Where did the month go?
This Ramadan I was going to join my Muslim friends for one day of their month-long fast. But suddenly the season is over—though I'm sure it did not feel sudden to those who were fasting.
This idea was not for spiritual reasons—I'm a Christian—but for awareness, and as a statement (to myself) of solidarity. To feel just a little bit of what it's like for our friends.
Having read stories from The Gambia in preparation for our visit there last year, I had been astonished at how difficult they find life during Ramadan fasting. After all, they get to eat a big meal before sunrise, and again after sundown. Skipping meals during the day is not fun, but hardly debilitating.
Then I remembered that few Gambians have the, um, caloric reserves that Americans do. I figured that must be the reason they find it hard to function well.
Well, that may be true—but then I discovered that there's more to Ramadan fasting than not eating.
There's not drinking.
I'm not talking about abstaining from alcohol, which observant Muslims do at all times. There's no drinking, period. No coffee, no tea, no soda, no water. Temperatures in the 90's and you can't drink. No wonder the soccer teams from the Christian tribes have a decided advantage during Ramadan.
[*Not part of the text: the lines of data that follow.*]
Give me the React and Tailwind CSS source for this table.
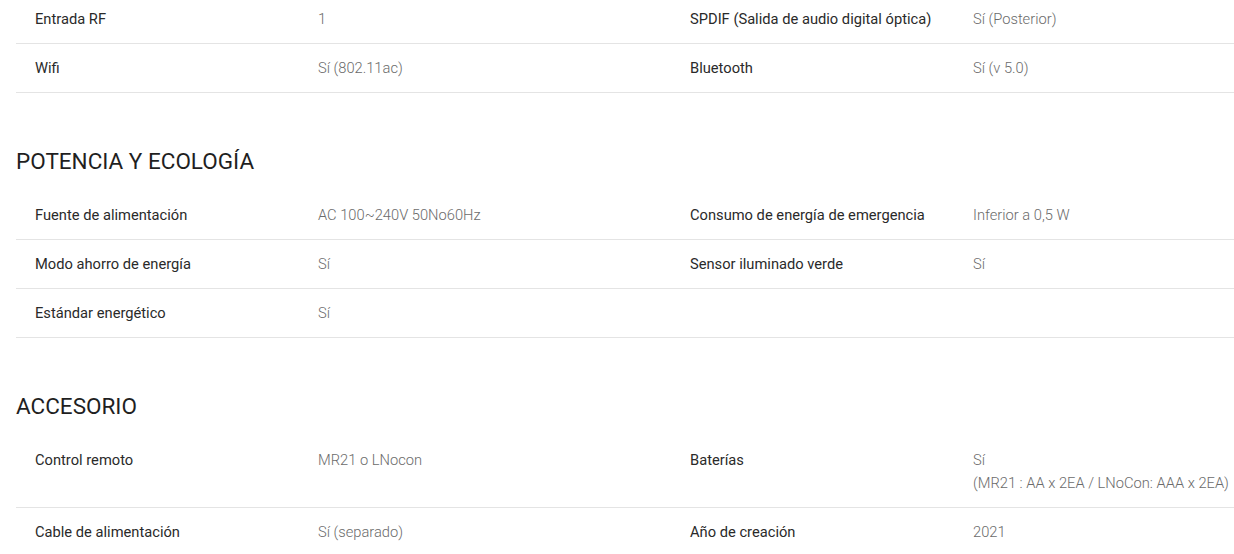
import React from 'react';

const sections = [
  {
    title: null,
    rows: [
      [
        { label: 'Entrada RF', value: ['1'] },
        { label: 'SPDIF (Salida de audio digital óptica)', value: ['Sí (Posterior)'] },
      ],
      [
        { label: 'Wifi', value: ['Sí (802.11ac)'] },
        { label: 'Bluetooth', value: ['Sí (v 5.0)'] },
      ],
    ],
  },
  {
    title: 'POTENCIA Y ECOLOGÍA',
    rows: [
      [
        { label: 'Fuente de alimentación', value: ['AC 100~240V 50No60Hz'] },
        { label: 'Consumo de energía de emergencia', value: ['Inferior a 0,5 W'] },
      ],
      [
        { label: 'Modo ahorro de energía', value: ['Sí'] },
        { label: 'Sensor iluminado verde', value: ['Sí'] },
      ],
      [{ label: 'Estándar energético', value: ['Sí'] }, null],
    ],
  },
  {
    title: 'ACCESORIO',
    rows: [
      [
        { label: 'Control remoto', value: ['MR21 o LNocon'] },
        { label: 'Baterías', value: ['Sí', '(MR21 : AA x 2EA / LNoCon: AAA x 2EA)'] },
      ],
      [
        { label: 'Cable de alimentación', value: ['Sí (separado)'] },
        { label: 'Año de creación', value: ['2021'] },
      ],
    ],
  },
];

const SpecCell = ({ item }) => {
  if (!item) return <div />;
  return (
    <div className="flex pl-[19px] pt-[13px] pb-[12px] leading-[23px]">
      <div className="w-[283px] shrink-0 text-[#2a2a2a]">{item.label}</div>
      <div className="text-[#6b6b6b] font-light whitespace-nowrap">
        {item.value.map((v, i) => (
          <div key={i}>{v}</div>
        ))}
      </div>
    </div>
  );
};

const SpecSection = ({ title, rows }) => (
  <section>
    {title && (
      <h2 className="mt-[53px] mb-[15px] text-[22.5px] leading-[30px] text-[#1f1f1f]">{title}</h2>
    )}
    <div>
      {rows.map((row, i) => (
        <div key={i} className="grid grid-cols-[655px_1fr] border-b border-[#e4e4e4]">
          <SpecCell item={row[0]} />
          <SpecCell item={row[1]} />
        </div>
      ))}
    </div>
  </section>
);

export default function App() {
  return (
    <div
      className="w-[1234px] h-[554px] overflow-hidden bg-white text-[14.7px]"
      style={{ fontFamily: 'Roboto, "Liberation Sans", sans-serif' }}
    >
      <div className="-mt-[5px] pl-4 w-[1320px]">
        {sections.map((s, i) => (
          <SpecSection key={i} title={s.title} rows={s.rows} />
        ))}
      </div>
    </div>
  );
}
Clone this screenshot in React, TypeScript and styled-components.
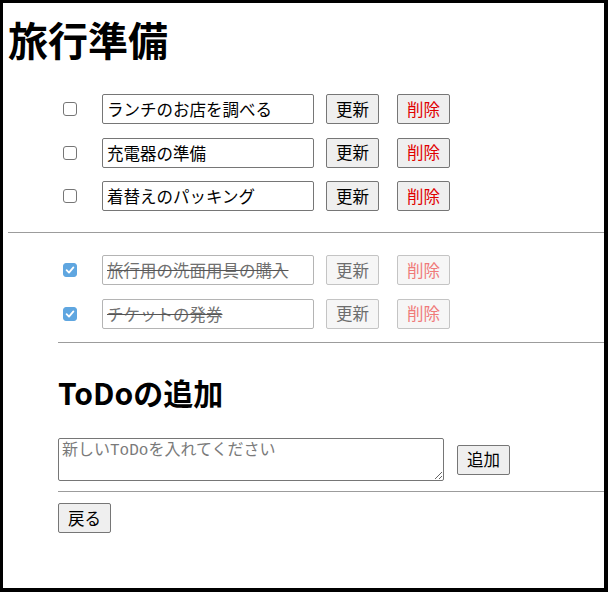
import { useState } from 'react';
import styled, { createGlobalStyle } from 'styled-components';

const GlobalStyle = createGlobalStyle`
  html, body {
    margin: 0;
    padding: 0;
    background: #000;
  }
  body {
    font-family: "Noto Sans CJK JP", "Noto Sans", sans-serif;
    color: #000;
  }
`;

const Frame = styled.div`
  box-sizing: border-box;
  width: 608px;
  height: 592px;
  border-style: solid;
  border-color: #000;
  border-width: 3px 4px 4px 3px;
  background: #fff;
  overflow: hidden;
`;

const Page = styled.div`
  display: flex;
  flex-direction: column;
  padding-left: 5px;
`;

const Title = styled.h1`
  margin: 12px 0 0;
  font-size: 40px;
  line-height: 48px;
  font-weight: 700;
`;

const List = styled.ul<{ $top: number }>`
  list-style: none;
  margin: ${({ $top }) => $top}px 0 0;
  padding: 0 0 0 55px;
  display: flex;
  flex-direction: column;
  gap: 13.5px;
`;

const Row = styled.li`
  display: flex;
  align-items: center;
  height: 30px;
`;

const CheckLabel = styled.label`
  display: flex;
  align-items: center;
  cursor: pointer;
`;

const HiddenInput = styled.input`
  position: absolute;
  opacity: 0;
  width: 0;
  height: 0;
  margin: 0;
`;

const Box = styled.span<{ $checked: boolean }>`
  box-sizing: border-box;
  width: 14px;
  height: 14px;
  border-radius: 3px;
  border: 1px solid ${({ $checked }) => ($checked ? '#5fa6e0' : '#767676')};
  background: ${({ $checked }) => ($checked ? '#5fa6e0' : '#fff')};
  display: flex;
  align-items: center;
  justify-content: center;
`;

const TextInput = styled.input`
  box-sizing: border-box;
  width: 212px;
  height: 30px;
  margin-left: 25px;
  padding: 0 4px;
  border: 1px solid #767676;
  border-radius: 2px;
  font-family: "Noto Sans CJK JP", sans-serif;
  font-size: 16.5px;
  color: #000;
  background: #fff;

  &:disabled {
    color: #707070;
    border-color: #b4b4b4;
    text-decoration: line-through;
    text-decoration-color: #555;
  }
`;

const Button = styled.button<{ $danger?: boolean; $gap?: number }>`
  box-sizing: border-box;
  height: 30px;
  margin-left: ${({ $gap }) => $gap ?? 0}px;
  padding: 0 9px;
  border: 1px solid #767676;
  border-radius: 2px;
  background: #efefef;
  font-family: "Noto Sans CJK JP", sans-serif;
  font-size: 16.5px;
  line-height: 1;
  color: ${({ $danger }) => ($danger ? '#e00000' : '#000')};
  cursor: pointer;

  &:disabled {
    background: #f6f6f6;
    border-color: #c4c4c4;
    color: ${({ $danger }) => ($danger ? '#f07a7a' : '#6d6d6d')};
    cursor: default;
  }
`;

const Divider = styled.hr<{ $top: number }>`
  align-self: stretch;
  margin: ${({ $top }) => $top}px 0 0;
  border: none;
  border-top: 1px solid #9c9c9c;
  height: 0;
`;

const AddSection = styled.section`
  display: flex;
  flex-direction: column;
  align-items: flex-start;
  margin-left: 50px;
`;

const SubTitle = styled.h2`
  margin: 31px 0 0;
  font-size: 30px;
  line-height: 36px;
  font-weight: 700;
`;

const AddForm = styled.div`
  display: flex;
  align-items: center;
  margin-top: 28px;
`;

const NewTodo = styled.textarea`
  box-sizing: border-box;
  width: 386px;
  height: 43px;
  margin: 0 13px 0 0;
  padding: 2px 3px;
  border: 1px solid #767676;
  border-radius: 2px;
  font-family: "Liberation Mono", "Noto Sans CJK JP", monospace;
  font-size: 16px;
  line-height: 20px;

  &::placeholder {
    color: #7a7a7a;
  }
`;

const BackButton = styled(Button)`
  margin-top: 11px;
`;

interface Todo {
  id: number;
  title: string;
  completed: boolean;
}

const initialTodos: Todo[] = [
  { id: 1, title: 'ランチのお店を調べる', completed: false },
  { id: 2, title: '充電器の準備', completed: false },
  { id: 3, title: '着替えのパッキング', completed: false },
  { id: 4, title: '旅行用の洗面用具の購入', completed: true },
  { id: 5, title: 'チケットの発券', completed: true },
];

const Check = () => (
  <svg width="10" height="10" viewBox="0 0 10 10">
    <path d="M1.6 5.2 L4 7.6 L8.4 2.4" fill="none" stroke="#fff" strokeWidth="1.8" strokeLinecap="round" strokeLinejoin="round" />
  </svg>
);

const TodoRow = ({ todo, onToggle }: { todo: Todo; onToggle: (id: number) => void }) => (
  <Row>
    <CheckLabel>
      <HiddenInput type="checkbox" checked={todo.completed} onChange={() => onToggle(todo.id)} />
      <Box $checked={todo.completed}>{todo.completed && <Check />}</Box>
    </CheckLabel>
    <TextInput defaultValue={todo.title} disabled={todo.completed} />
    <Button $gap={12} disabled={todo.completed}>
      更新
    </Button>
    <Button $gap={18} $danger disabled={todo.completed}>
      削除
    </Button>
  </Row>
);

export default function App() {
  const [todos, setTodos] = useState<Todo[]>(initialTodos);

  const toggle = (id: number) =>
    setTodos((prev) => prev.map((t) => (t.id === id ? { ...t, completed: !t.completed } : t)));

  const open = todos.filter((t) => !t.completed);
  const done = todos.filter((t) => t.completed);

  return (
    <>
      <GlobalStyle />
      <Frame>
        <Page>
          <Title>旅行準備</Title>
          <List $top={31}>
            {open.map((todo) => (
              <TodoRow key={todo.id} todo={todo} onToggle={toggle} />
            ))}
          </List>
          <Divider $top={21} />
          <List $top={22}>
            {done.map((todo) => (
              <TodoRow key={todo.id} todo={todo} onToggle={toggle} />
            ))}
          </List>
          <AddSection>
            <Divider $top={13.5} />
            <SubTitle>ToDoの追加</SubTitle>
            <AddForm>
              <NewTodo placeholder="新しいToDoを入れてください" />
              <Button>追加</Button>
            </AddForm>
            <Divider $top={10} />
            <BackButton>戻る</BackButton>
          </AddSection>
        </Page>
      </Frame>
    </>
  );
}
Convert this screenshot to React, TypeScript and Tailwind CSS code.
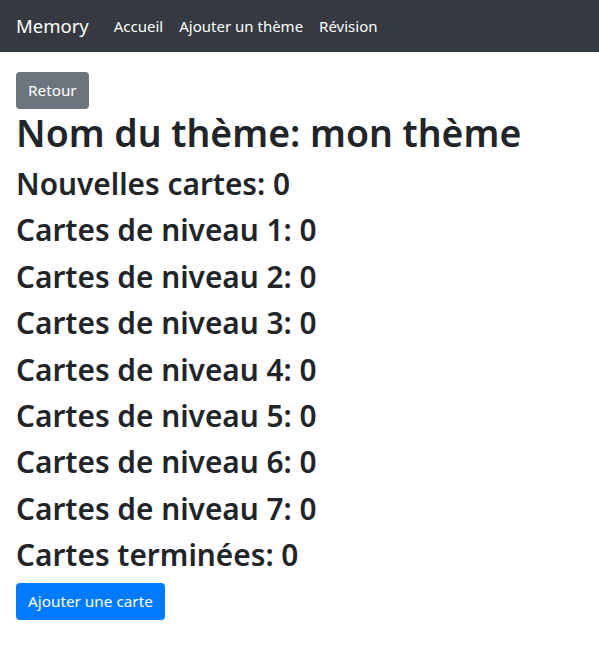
const levels = [1, 2, 3, 4, 5, 6, 7]

export default function App() {
  return (
    <div className="min-h-screen bg-white font-['Noto_Sans',sans-serif] text-[#212529]">
      {/* Navbar */}
      <nav className="flex h-[52px] items-center bg-[#343a40] px-4">
        <span className="mr-[17px] text-[18.5px] text-white">Memory</span>
        <a className="px-2 text-[15px] text-white">Accueil</a>
        <a className="px-2 text-[15px] text-white">Ajouter un thème</a>
        <a className="px-2 text-[15px] text-white">Révision</a>
      </nav>

      <div className="px-4 pt-5">
        <button className="h-[37px] rounded bg-[#6c757d] px-3 text-[15.3px] text-white">Retour</button>
        <h1 className="mb-2 text-[37.4px] font-semibold leading-[48px]">Nom du thème: mon thème</h1>
        <h2 className="mb-2 text-[29.8px] font-semibold leading-[38.4px]">Nouvelles cartes: 0</h2>
        {levels.map((n) => (
          <h2 key={n} className="mb-2 text-[29.8px] font-semibold leading-[38.4px]">
            Cartes de niveau {n}: 0
          </h2>
        ))}
        <h2 className="mb-2 text-[29.8px] font-semibold leading-[38.4px]">Cartes terminées: 0</h2>
        <button className="h-[37px] rounded bg-[#007bff] px-3 text-[15.3px] text-white">Ajouter une carte</button>
      </div>
    </div>
  )
}
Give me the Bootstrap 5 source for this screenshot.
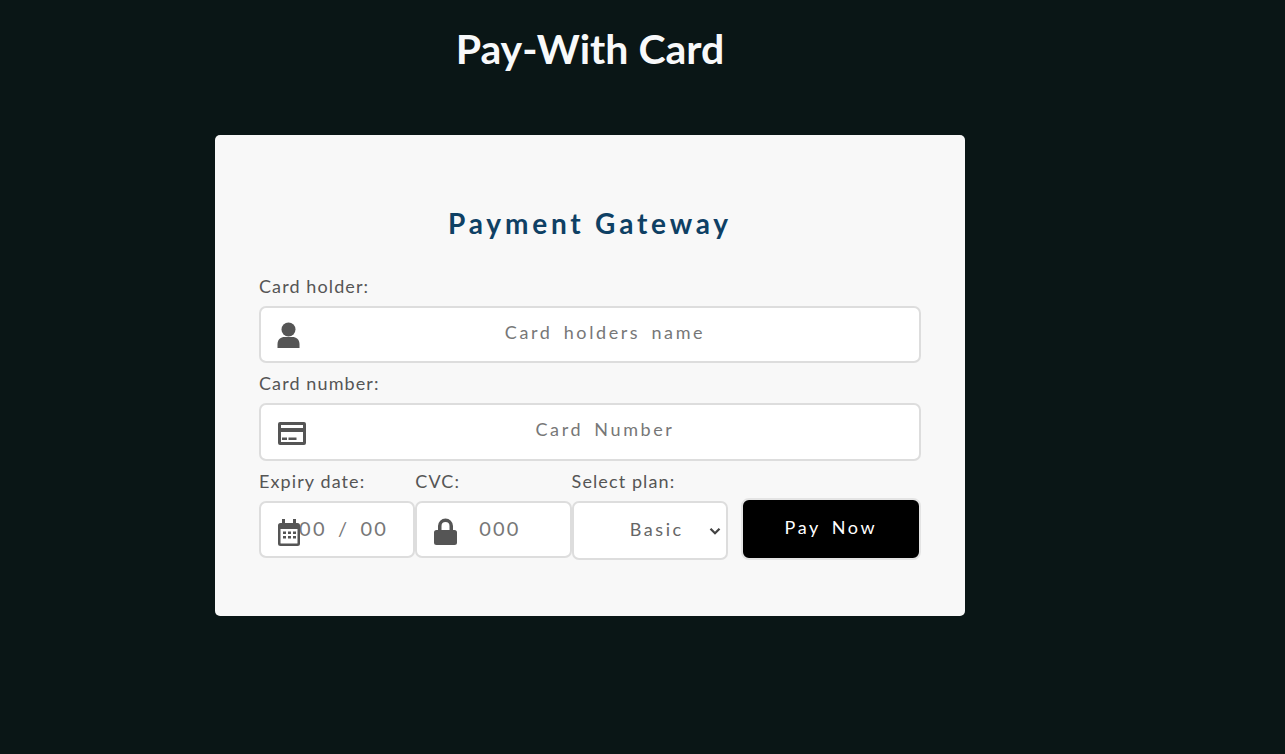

In truth, I'm sure that's the reason I kept putting off my day of solidarity. I'm no stranger to fasting from food, but doing without water scares me. It probably would have been good to have had that tiny bit of identification with those whose lack of access to safe water makes this a year-round, not a day-long or even a month-long problem. But intimidation led to procrastination, and now the time is over. Maybe next year....
Anyway, my respect has gone 'way up for Muslims who keep Ramadan, fasting all day long for a month, year after year. Especially for those in hot climates, like the Gambia, where normal perspiration puts them at risk of serious dehydration. And for those living in the Far North in years when Ramadan occurs during the summer months. Could Mohammed have imagined that there would one day be Muslims living where the sun never sets?
It was not until I wrote this that I realized what a particular hardship Ramadan poses for Gambians: No ataya!